> **Written request**: Everything in the listing except the pictures should be written out exactly.

> **Information shown**:
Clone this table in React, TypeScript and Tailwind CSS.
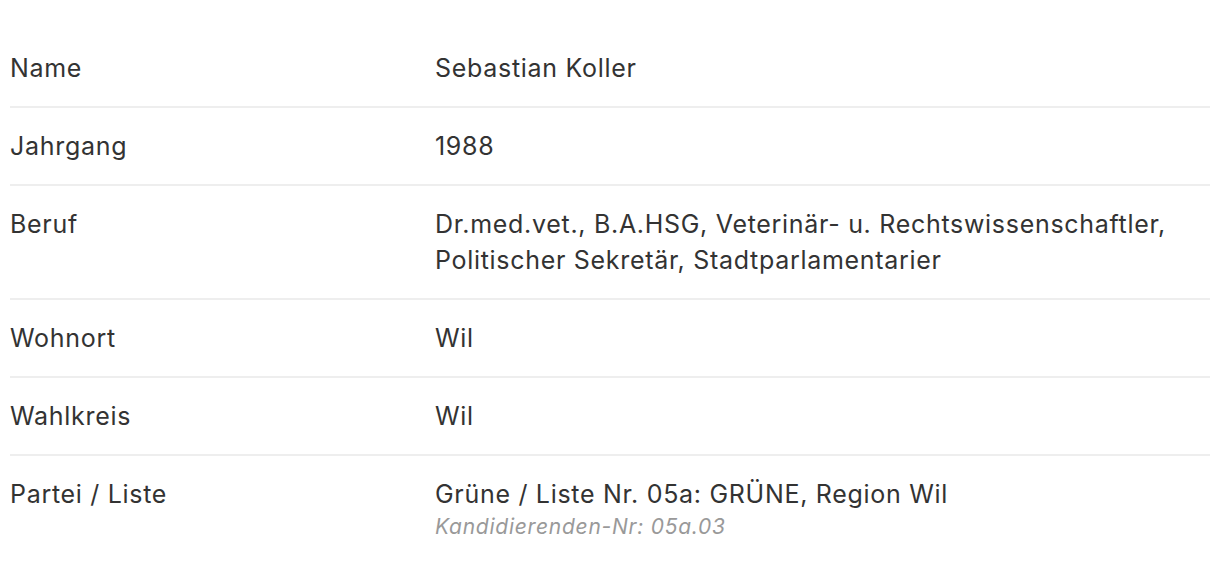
export default function App() {
  const rows = [
    { label: "Name", value: ["Sebastian Koller"] },
    { label: "Jahrgang", value: ["1988"] },
    {
      label: "Beruf",
      value: [
        "Dr.med.vet., B.A.HSG, Veterinär- u. Rechtswissenschaftler, Politischer Sekretär, Stadtparlamentarier",
      ],
    },
    { label: "Wohnort", value: ["Wil"] },
    { label: "Wahlkreis", value: ["Wil"] },
  ];

  return (
    <div className="min-h-screen bg-white px-[10px] pt-[30px] text-[#333] tracking-[0.7px] font-['Inter','Noto_Sans',sans-serif]">
      <div className="flex flex-col">
        {rows.map((row) => (
          <div key={row.label} className="flex border-b-2 border-[#eeeeee] py-[20px] text-[25px] leading-[36px]">
            <div className="w-[425px] shrink-0">{row.label}</div>
            <div className="w-[760px]">{row.value}</div>
          </div>
        ))}
        {/* last row without divider */}
        <div className="flex py-[20px] text-[25px] leading-[36px]">
          <div className="w-[425px] shrink-0">Partei / Liste</div>
          <div>
            <div>Grüne / Liste Nr. 05a: GRÜNE, Region Wil</div>
            <div className="text-[21px] leading-[30px] italic text-[#999] tracking-[0.75px]">Kandidierenden-Nr: 05a.03</div>
          </div>
        </div>
      </div>
    </div>
  );
}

> **Answer to the exercise**:
Clone this table in React, TypeScript and Tailwind CSS.
export default function App() {
  const rows = [
    { label: "Name", value: ["Sebastian Koller"] },
    { label: "Jahrgang", value: ["1988"] },
    {
      label: "Beruf",
      value: [
        "Dr.med.vet., B.A.HSG, Veterinär- u. Rechtswissenschaftler, Politischer Sekretär, Stadtparlamentarier",
      ],
    },
    { label: "Wohnort", value: ["Wil"] },
    { label: "Wahlkreis", value: ["Wil"] },
  ];

  return (
    <div className="min-h-screen bg-white px-[10px] pt-[30px] text-[#333] tracking-[0.7px] font-['Inter','Noto_Sans',sans-serif]">
      <div className="flex flex-col">
        {rows.map((row) => (
          <div key={row.label} className="flex border-b-2 border-[#eeeeee] py-[20px] text-[25px] leading-[36px]">
            <div className="w-[425px] shrink-0">{row.label}</div>
            <div className="w-[760px]">{row.value}</div>
          </div>
        ))}
        {/* last row without divider */}
        <div className="flex py-[20px] text-[25px] leading-[36px]">
          <div className="w-[425px] shrink-0">Partei / Liste</div>
          <div>
            <div>Grüne / Liste Nr. 05a: GRÜNE, Region Wil</div>
            <div className="text-[21px] leading-[30px] italic text-[#999] tracking-[0.75px]">Kandidierenden-Nr: 05a.03</div>
          </div>
        </div>
      </div>
    </div>
  );
}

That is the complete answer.